The Wild Bunch: The Fact vs. Fiction of Butch Cassidy and the Sundance Kid (HD, 25 mins) – Here we have the history lesson that first appeared on a DVD release. We hear about the real Butch and Sundance from some Academics and then compare them to the on screen characters thanks to many movie clips. Interesting all the same.
Deleted Scene (SD, 3 mins) – There’s only one scene here folks, called ‘Tent’ with an optional commentary explaining its removal by director Hill. Good for completists.
Theatrical Trailers (HD, 6 mins total) – We get the original teaser and two trailers for the movie from ropey old prints that have then been upconverted to HD. Not exactly pretty but good to see how the movie was sold to the world back in 1969.

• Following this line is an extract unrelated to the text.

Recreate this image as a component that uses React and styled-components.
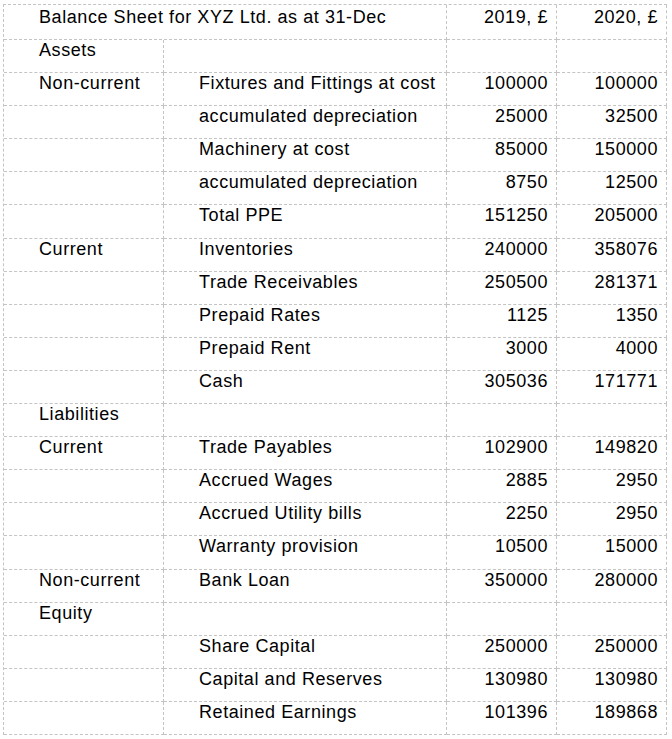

That classic buddy Western movie ‘Butch Cassidy & the Sundance Kid’ comes to American Region A locked Blu-ray in a 40th Anniversary Limited Edition Digibook with a bitterly disappointing 1080p MPEG-2 transfer, framed in the widescreen 2.35:1 aspect ratio. It lacks sharpness, consistency of colour, contrast and any kind of dimensionality. A movie in need of a proper restoration. The DTS-HD MA 5.1 surround track provides us with clear, intelligible dialogue and not a whole lot more. Stick with the included original mono mix, folks. The bonus materials comprise recycled featurettes and a couple of commentary tracks give us some insight into the production.The movie itself is just sheer entertainment with a witty script from William Goldman and great buddy performances from Newman & Redford in the tale of the two Bank and Train robbers who try to go straight in Bolivia. Great movie, shame about the transfer.